Hybrid self-serve to enterprise motion

Diving deeper into

Lindy

Company Report
Lindy uses a product-led motion at the front door and a sales-assisted enterprise motion on the back end.
Analyzed 6 sources

This setup is designed to turn cheap self serve adoption into larger, stickier contracts once a team starts depending on the product. Lindy lets one person start fast with a 7 day trial and published plans, then moves larger buyers into sales when they need SSO, SCIM, audit logs, HIPAA support, centralized controls, and hands on onboarding. That keeps the top of funnel broad while reserving human help for higher value deployments.

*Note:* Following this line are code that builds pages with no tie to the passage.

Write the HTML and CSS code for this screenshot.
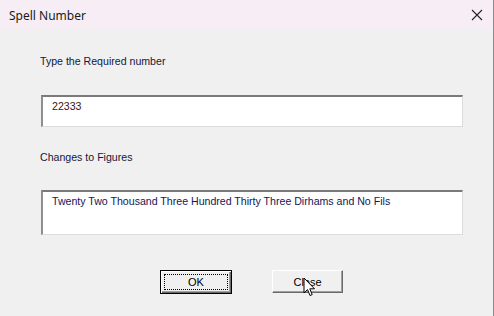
FILE: index.html
```html
<!DOCTYPE html>
<html>
<head>
<meta charset="utf-8">
<link rel="stylesheet" href="styles.css">
</head>
<body>
<div class="window">
  <div class="titlebar">
    <span class="title">Spell Number</span>
    <svg class="close-x" width="12" height="12" viewBox="0 0 12 12"><path d="M1 1 L11 11 M11 1 L1 11" stroke="#222" stroke-width="1.1" fill="none"/></svg>
  </div>
  <div class="content">
    <div class="label">Type the Required number</div>
    <div class="textbox tb1">22333</div>
    <div class="label label2">Changes to Figures</div>
    <div class="textbox tb2">Twenty Two Thousand Three Hundred Thirty Three Dirhams and No Fils</div>
    <div class="buttons">
      <div class="btn btn-default"><span class="focus">OK</span></div>
      <div class="btn">Close</div>
    </div>
  </div>
  <svg class="cursor" width="13" height="20" viewBox="0 0 13 20"><path d="M1 1 L1 16 L4.5 12.5 L7 18.5 L9.2 17.6 L6.8 11.8 L11.5 11.8 Z" fill="#fff" stroke="#000" stroke-width="1" stroke-linejoin="round"/></svg>
</div>
</body>
</html>
```

FILE: styles.css
```css
html, body {
  margin: 0;
  padding: 0;
  background: #f0f0f0;
}
.window {
  position: relative;
  width: 493px;
  height: 316px;
  background: #f0f0f0;
  border-right: 1px solid #8c8c8c;
  font-family: "Liberation Sans", Arial, sans-serif;
  overflow: hidden;
}
.titlebar {
  height: 30px;
  background: #f6eef4;
  display: flex;
  align-items: center;
  justify-content: space-between;
  padding: 0 10px 0 9px;
}
.title {
  font-family: "Noto Sans", "Open Sans", sans-serif;
  font-size: 12px;
  color: #1a1a1a;
}
.close-x {
  display: block;
}
.content {
  padding: 25px 30px 0 40px;
  display: flex;
  flex-direction: column;
}
.label {
  font-size: 10.6px;
  line-height: 13px;
  color: #16163a;
  height: 13px;
}
.label2 {
  margin-top: 24px;
}
.textbox {
  box-sizing: border-box;
  width: 422px;
  margin-left: 1px;
  background: #fff;
  border-top: 2px solid #7a7a7a;
  border-left: 2px solid #8e8e8e;
  border-right: 1px solid #dcdcdc;
  border-bottom: 1px solid #dcdcdc;
  font-size: 10.6px;
  line-height: 13px;
  padding: 3px 0 0 9px;
}
.tb1 {
  margin-top: 27px;
  height: 32px;
  color: #3a1414;
}
.tb2 {
  margin-top: 26px;
  height: 45px;
  color: #14145a;
}
.buttons {
  display: flex;
  gap: 40px;
  margin-top: 35px;
  padding-left: 120px;
}
.btn {
  box-sizing: border-box;
  width: 71px;
  height: 23px;
  background: #f0f0f0;
  border-top: 1px solid #fff;
  border-left: 1px solid #fff;
  border-right: 1px solid #6a6a6a;
  border-bottom: 1px solid #6a6a6a;
  box-shadow: inset -1px -1px 0 #a0a0a0;
  display: flex;
  align-items: center;
  justify-content: center;
  font-size: 11px;
  color: #000;
}
.btn-default {
  width: 72px;
  height: 24px;
  border: 1px solid #000;
  box-shadow: inset 1px 1px 0 #fff, inset -1px -1px 0 #6a6a6a, inset -2px -2px 0 #a0a0a0;
  padding: 3px;
}
.focus {
  flex: 1;
  align-self: stretch;
  border: 1px dotted #000;
  display: flex;
  align-items: center;
  justify-content: center;
}
.cursor {
  position: absolute;
  left: 303px;
  top: 277px;
}
```
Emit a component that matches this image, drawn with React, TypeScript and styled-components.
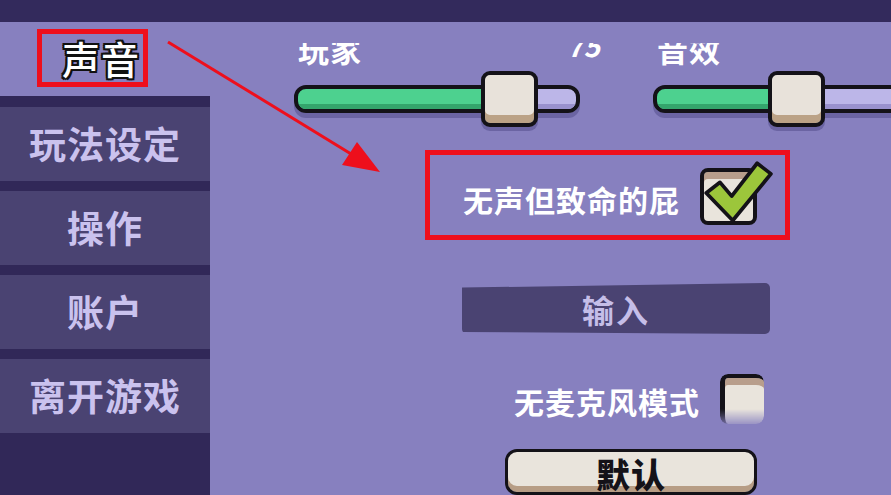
import styled, { createGlobalStyle } from "styled-components";

const GlobalStyle = createGlobalStyle`
  html, body {
    margin: 0;
    padding: 0;
    height: 100%;
    overflow: hidden;
  }
  #root {
    height: 100%;
  }
  * {
    box-sizing: border-box;
  }
`;

const FONT = `"Noto Sans CJK SC", "Noto Sans", sans-serif`;

const Screen = styled.div`
  position: relative;
  width: 100%;
  height: 100%;
  display: flex;
  flex-direction: column;
  background: #8780bf;
  font-family: ${FONT};
  overflow: hidden;
`;

const TopBar = styled.div`
  height: 22px;
  flex-shrink: 0;
  background: #332a5c;
`;

const Body = styled.div`
  flex: 1;
  display: flex;
  min-height: 0;
`;

const LeftColumn = styled.div`
  width: 210px;
  flex-shrink: 0;
  display: flex;
  flex-direction: column;
`;

const TitleArea = styled.div`
  height: 74px;
  display: flex;
  justify-content: center;
  align-items: flex-start;
  padding-top: 7px;
`;

const TitleBox = styled.div`
  position: relative;
  width: 111px;
  height: 58px;
  margin-left: -26px;
  display: flex;
  align-items: center;
  justify-content: center;
  padding-left: 18px;
`;

const Title = styled.h1`
  margin: 0;
  font-size: 38px;
  line-height: 1;
  font-weight: 500;
  color: #fff;
  letter-spacing: 1px;
  white-space: nowrap;
  text-shadow:
    2px 0 0 #111, -2px 0 0 #111, 0 2px 0 #111, 0 -2px 0 #111,
    2px 2px 0 #111, -2px -2px 0 #111, 2px -2px 0 #111, -2px 2px 0 #111;
`;

const RedFrame = styled.div<{ $top: number; $right: number; $bottom: number; $left: number }>`
  position: absolute;
  top: ${(p) => p.$top}px;
  right: ${(p) => p.$right}px;
  bottom: ${(p) => p.$bottom}px;
  left: ${(p) => p.$left}px;
  border: 5px solid #ee0f1c;
  pointer-events: none;
`;

const Sidebar = styled.nav`
  flex: 1;
  background: #312858;
  padding-top: 11px;
  display: flex;
  flex-direction: column;
  gap: 10px;
`;

const NavItem = styled.div`
  height: 74px;
  background: #4a4372;
  display: flex;
  align-items: center;
  justify-content: center;
  color: #cac2ee;
  font-size: 37px;
  font-weight: 700;
  letter-spacing: 1px;
  white-space: nowrap;
  padding-bottom: 2px;
`;

const Content = styled.div`
  flex: 1;
  display: flex;
  flex-direction: column;
  padding-top: 21px;
  min-width: 0;
`;

const Viewport = styled.div`
  flex: 1;
  overflow: hidden;
`;

const ScrollInner = styled.div`
  margin-top: -12px;
  display: flex;
  flex-direction: column;
`;

const SliderRow = styled.div`
  display: flex;
  gap: 73px;
  padding-left: 84px;
`;

const SliderBlock = styled.div`
  width: 286px;
  flex-shrink: 0;
  display: flex;
  flex-direction: column;
`;

const SliderHeader = styled.div`
  height: 36px;
  margin-bottom: 4px;
  margin-right: -20px;
  display: flex;
  justify-content: space-between;
  align-items: flex-start;
  padding-left: 4px;
`;

const SliderLabel = styled.span`
  color: #fff;
  font-size: 31px;
  line-height: 36px;
  font-weight: 700;
  letter-spacing: 1px;
  white-space: nowrap;
`;

const SliderValue = styled.span`
  color: #fff;
  font-size: 28px;
  line-height: 28px;
  font-weight: 700;
  font-style: italic;
`;

const SliderBody = styled.div`
  position: relative;
  height: 56px;
  display: flex;
  align-items: center;
`;

const Track = styled.div<{ $fill: number }>`
  width: 100%;
  height: 28px;
  border: 4px solid #141218;
  border-radius: 12px;
  overflow: hidden;
  background: linear-gradient(
    to right,
    #4dd18f 0%,
    #4dd18f ${(p) => p.$fill}%,
    #bcb6e8 ${(p) => p.$fill}%,
    #bcb6e8 100%
  );
  box-shadow: 0 5px 0 #6b64a3;
  position: relative;

  &::after {
    content: "";
    position: absolute;
    left: 0;
    right: 0;
    bottom: 0;
    height: 5px;
    background: linear-gradient(
      to right,
      #34a56c 0%,
      #34a56c ${(p) => p.$fill}%,
      #9991cd ${(p) => p.$fill}%,
      #9991cd 100%
    );
  }
`;

const Thumb = styled.div`
  position: absolute;
  top: 0;
  width: 57px;
  height: 56px;
  margin-left: -28px;
  border: 4px solid #141218;
  border-radius: 9px;
  background: #e8e2da;
  box-shadow: inset 0 -8px 0 #bba286, 0 4px 0 #6b64a3;
`;

const SettingsColumn = styled.div`
  width: 308px;
  margin-left: 252px;
  display: flex;
  flex-direction: column;
`;

const ToggleRow = styled.div<{ $top: number; $right: number }>`
  position: relative;
  margin-top: ${(p) => p.$top}px;
  margin-right: ${(p) => p.$right}px;
  display: flex;
  justify-content: flex-end;
  align-items: center;
  gap: 20px;
`;

const ToggleLabel = styled.span`
  color: #fff;
  font-size: 30px;
  font-weight: 700;
  line-height: 1;
  letter-spacing: 1px;
  white-space: nowrap;
  padding-top: 4px;
`;

const CheckBox = styled.div<{ $fading?: boolean }>`
  position: relative;
  width: ${(p) => (p.$fading ? 44 : 57)}px;
  height: ${(p) => (p.$fading ? 50 : 57)}px;
  flex-shrink: 0;
  border: 4px solid #141218;
  border-width: ${(p) => (p.$fading ? "4px 0 0 5px" : "4px")};
  border-radius: 8px;
  background: #e9e4dc;
  box-shadow: inset 0 7px 0 #b89e8c;
  ${(p) =>
    p.$fading &&
    `mask-image: linear-gradient(to bottom, #000 70%, rgba(0,0,0,0.2) 100%);
     -webkit-mask-image: linear-gradient(to bottom, #000 70%, rgba(0,0,0,0.2) 100%);`}
`;

const CheckMark = styled.svg`
  position: absolute;
  left: -2px;
  top: -11px;
  width: 70px;
  height: 66px;
  overflow: visible;
`;

const SectionBar = styled.div`
  margin-top: 58px;
  height: 51px;
  background: #4a4372;
  border-radius: 5px;
  clip-path: polygon(0 9%, 100% 0, 100% 100%, 0 96%);
  display: flex;
  align-items: center;
  justify-content: center;
  color: #c5bee8;
  font-size: 32px;
  font-weight: 700;
  letter-spacing: 2px;
`;

const DefaultButton = styled.button`
  margin-top: 25px;
  margin-left: 43px;
  width: 252px;
  height: 46px;
  border: 3px solid #141218;
  border-radius: 12px;
  background: #e9e4dc;
  box-shadow: inset 0 -6px 0 #b79d85;
  font-family: ${FONT};
  font-size: 34px;
  font-weight: 900;
  line-height: 1;
  color: #141218;
  display: flex;
  align-items: center;
  justify-content: center;
  padding: 4px 0 0;
  letter-spacing: 1px;
`;

const Annotation = styled.svg`
  position: absolute;
  left: 0;
  top: 0;
  width: 100%;
  height: 100%;
  pointer-events: none;
`;

const sliders = [
  { label: "玩家", value: 75 },
  { label: "音效", value: 50 },
];

const navItems = ["玩法设定", "操作", "账户", "离开游戏"];

export default function App() {
  return (
    <Screen>
      <GlobalStyle />
      <TopBar />
      <Body>
        <LeftColumn>
          <TitleArea>
            <TitleBox>
              <Title>声音</Title>
              <RedFrame $top={0} $right={0} $bottom={0} $left={0} />
            </TitleBox>
          </TitleArea>
          <Sidebar>
            {navItems.map((item) => (
              <NavItem key={item}>{item}</NavItem>
            ))}
          </Sidebar>
        </LeftColumn>

        <Content>
          <Viewport>
            <ScrollInner>
              <SliderRow>
                {sliders.map((s, i) => (
                  <SliderBlock key={s.label}>
                    <SliderHeader>
                      <SliderLabel>{s.label}</SliderLabel>
                      {i === 0 && <SliderValue>75</SliderValue>}
                    </SliderHeader>
                    <SliderBody>
                      <Track $fill={s.value} />
                      <Thumb style={{ left: `${s.value}%` }} />
                    </SliderBody>
                  </SliderBlock>
                ))}
              </SliderRow>

              <SettingsColumn>
                <ToggleRow $top={41} $right={13}>
                  <ToggleLabel>无声但致命的屁</ToggleLabel>
                  <CheckBox>
                    <CheckMark viewBox="0 0 66 62">
                      <path
                        d="M4 30 L17 20 L28 33 L52 2 L65 12 L29 56 Z"
                        fill="#9cc63b"
                        stroke="#141218"
                        strokeWidth="3.5"
                        strokeLinejoin="round"
                      />
                    </CheckMark>
                  </CheckBox>
                  <RedFrame $top={-18} $right={-33} $bottom={-15} $left={-37} />
                </ToggleRow>

                <SectionBar>输入</SectionBar>

                <ToggleRow $top={40} $right={6}>
                  <ToggleLabel>无麦克风模式</ToggleLabel>
                  <CheckBox $fading />
                </ToggleRow>

                <DefaultButton>默认</DefaultButton>
              </SettingsColumn>
            </ScrollInner>
          </Viewport>
        </Content>
      </Body>

      <Annotation viewBox="0 0 891 495">
        <line x1="168" y1="42" x2="356" y2="157" stroke="#ee0f1c" strokeWidth="3" />
        <polygon points="380,172 342,165 357,142" fill="#ee0f1c" />
      </Annotation>
    </Screen>
  );
}
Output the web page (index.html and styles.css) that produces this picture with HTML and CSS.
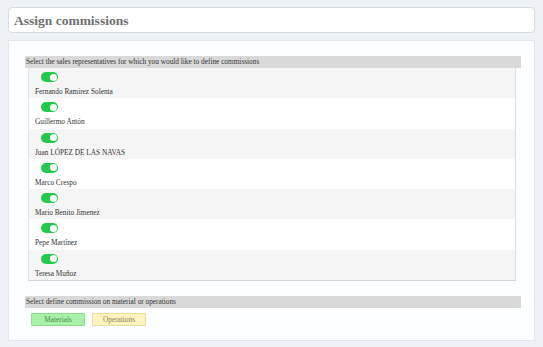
FILE: index.html
```html
<!DOCTYPE html>
<html lang="en">
<head>
<meta charset="utf-8">
<title>Assign commissions</title>
<link rel="stylesheet" href="styles.css">
</head>
<body>
<div class="page">
  <header class="title-box"><h1 class="title">Assign commissions</h1></header>
  <main class="panel">
    <section class="group">
      <div class="bar">Select the sales representatives for which you would like to define commissions</div>
      <ul class="reps">
        <li class="rep"><span class="toggle"></span><span class="name">Fernando Ramirez Solenta</span></li>
        <li class="rep"><span class="toggle"></span><span class="name">Guillermo Antón</span></li>
        <li class="rep"><span class="toggle"></span><span class="name">Juan LÓPEZ DE LAS NAVAS</span></li>
        <li class="rep"><span class="toggle"></span><span class="name">Marco Crespo</span></li>
        <li class="rep"><span class="toggle"></span><span class="name">Mario Benito Jimenez</span></li>
        <li class="rep"><span class="toggle"></span><span class="name">Pepe Martínez</span></li>
        <li class="rep"><span class="toggle"></span><span class="name">Teresa Muñoz</span></li>
      </ul>
    </section>
    <section class="group group-choice">
      <div class="bar">Select define commission on material or operations</div>
      <div class="buttons">
        <button class="btn btn-mat" type="button">Materials</button>
        <button class="btn btn-ops" type="button">Operations</button>
      </div>
    </section>
  </main>
</div>
</body>
</html>
```
FILE: styles.css
```css
html, body {
  margin: 0;
  padding: 0;
}
body {
  background: #eef2f7;
  font-family: "Liberation Serif", "Times New Roman", serif;
  color: #333;
}
.page {
  width: 543px;
  height: 347px;
  box-sizing: border-box;
  padding: 7px 8px 6px 8px;
  display: flex;
  flex-direction: column;
  gap: 7px;
}
.title-box {
  height: 26px;
  box-sizing: border-box;
  background: #ffffff;
  border: 1px solid #d3dbe4;
  border-radius: 4px;
  display: flex;
  align-items: center;
  padding-left: 5px;
  padding-top: 1px;
}
.title {
  margin: 0;
  font-size: 13.5px;
  font-weight: bold;
  color: #707070;
}
.panel {
  height: 301px;
  box-sizing: border-box;
  background: #fdfeff;
  border: 1px solid #dfe6ee;
  padding: 15px 13px 0 16px;
}
.bar {
  height: 12px;
  line-height: 12px;
  background: #d9d9d9;
  font-size: 7.3px;
  color: #333;
  padding-left: 1px;
  white-space: nowrap;
}
.reps {
  list-style: none;
  margin: 0 5px 0 3px;
  padding: 0;
  border-left: 1px solid #e6e6e6;
  border-right: 1px solid #dcdcdc;
  border-bottom: 1px solid #d6d6d6;
}
.rep {
  height: 30.3px;
  box-sizing: border-box;
  padding: 4px 0 0 6px;
  display: flex;
  flex-direction: column;
  align-items: flex-start;
}
.rep:nth-child(odd) {
  background: #f5f5f5;
}
.rep:nth-child(even) {
  background: #ffffff;
}
.toggle {
  position: relative;
  width: 17px;
  height: 10px;
  margin-left: 6px;
  border-radius: 5px;
  background: #22c94c;
}
.toggle::after {
  content: "";
  position: absolute;
  right: 1.5px;
  top: 1.5px;
  width: 7px;
  height: 7px;
  border-radius: 50%;
  background: #ffffff;
}
.name {
  margin-top: 5px;
  font-size: 7.3px;
  line-height: 10px;
  color: #333;
  white-space: nowrap;
}
.group-choice {
  margin-top: 15px;
}
.buttons {
  display: flex;
  gap: 7px;
  padding: 5px 0 0 6px;
}
.btn {
  width: 54px;
  height: 13px;
  box-sizing: border-box;
  padding: 0;
  font-family: "Liberation Serif", "Times New Roman", serif;
  font-size: 7.3px;
  line-height: 11px;
  border-radius: 1px;
}
.btn-mat {
  background: #a8f2a8;
  border: 1px solid #8fdc8f;
  color: #4e8a4e;
}
.btn-ops {
  background: #fdf3c2;
  border: 1px solid #eadb95;
  color: #8d7f52;
}
```
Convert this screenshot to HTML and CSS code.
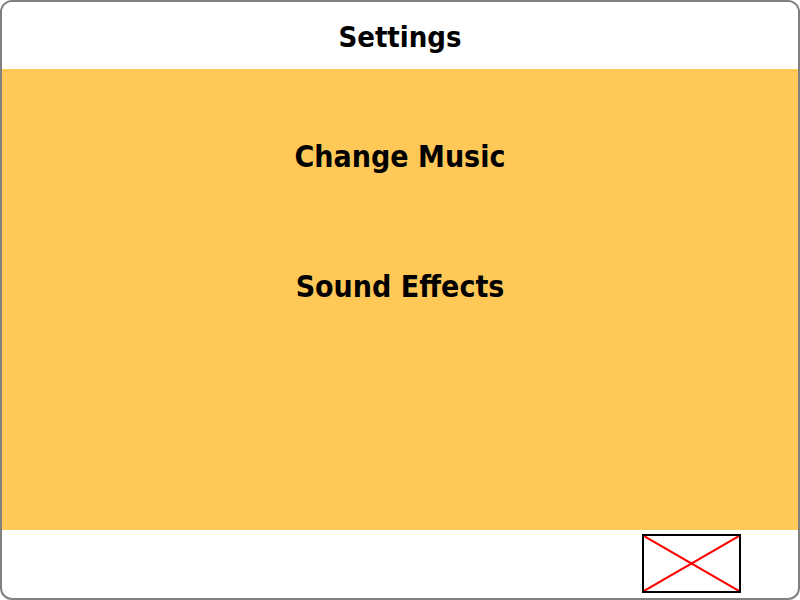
FILE: index.html
```html
<!DOCTYPE html>
<html>
<head>
<meta charset="utf-8">
<link rel="stylesheet" href="styles.css">
</head>
<body>
<div class="frame">
  <header class="header"><h1 class="title">Settings</h1></header>
  <main class="content">
    <div class="item">Change Music</div>
    <div class="item">Sound Effects</div>
  </main>
  <footer class="footer">
    <div class="broken">
      <svg viewBox="0 0 95 55" preserveAspectRatio="none" width="95" height="55">
        <line x1="0" y1="0" x2="95" y2="55" stroke="#ff0000" stroke-width="2"/>
        <line x1="95" y1="0" x2="0" y2="55" stroke="#ff0000" stroke-width="2"/>
      </svg>
    </div>
  </footer>
</div>
</body>
</html>
```

FILE: styles.css
```css
html, body {
  margin: 0;
  padding: 0;
  background: #ffffff;
}
.frame {
  box-sizing: border-box;
  width: 800px;
  height: 600px;
  border: 2px solid #808080;
  border-radius: 12px;
  overflow: hidden;
  display: flex;
  flex-direction: column;
  font-family: "DejaVu Sans", sans-serif;
  font-weight: bold;
  font-stretch: condensed;
  color: #000;
}
.header {
  height: 67px;
  display: flex;
  align-items: center;
  justify-content: center;
  background: #fff;
}
.title {
  margin: 0;
  font-size: 29px;
  font-weight: bold;
  line-height: 1;
  padding-top: 4px;
}
.content {
  height: 461px;
  background: #ffc857;
  padding-top: 22px;
  box-sizing: border-box;
}
.item {
  height: 130px;
  display: flex;
  align-items: center;
  justify-content: center;
  font-size: 30px;
}
.footer {
  flex: 1;
  display: flex;
  justify-content: flex-end;
  align-items: flex-start;
  padding-top: 4px;
  padding-right: 57px;
}
.broken {
  width: 95px;
  height: 55px;
  border: 2px solid #000;
  display: flex;
}
.broken svg {
  display: block;
}
```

  • The split maps cleanly to two very different jobs. A solo user wants inbox and meeting automation working in minutes. An enterprise buyer wants identity controls, app permissions, shared management, and someone to scope workflows safely across a team.
  • Lindy is not unusual in using self serve as a wedge, but the back end motion is more hands on than many peers. Tasklet is still largely product led and only lists enterprise capabilities as roadmap items, while Lindy already sells a built for you path with a dedicated AI engineer and onboarding.
  • The pricing model supports the same playbook. Published tiers make it easy to start, while custom enterprise packaging and usage controls protect margin as customers run heavier tasks, use premium actions, or deploy more agents across an organization.

Going forward, the winners in AI work assistants are likely to look less like pure self serve SaaS and more like a hybrid of software and services. As customers move from one personal assistant to dozens of team agents, enterprise features, implementation help, and governance become the bridge from a useful tool to an embedded system of work.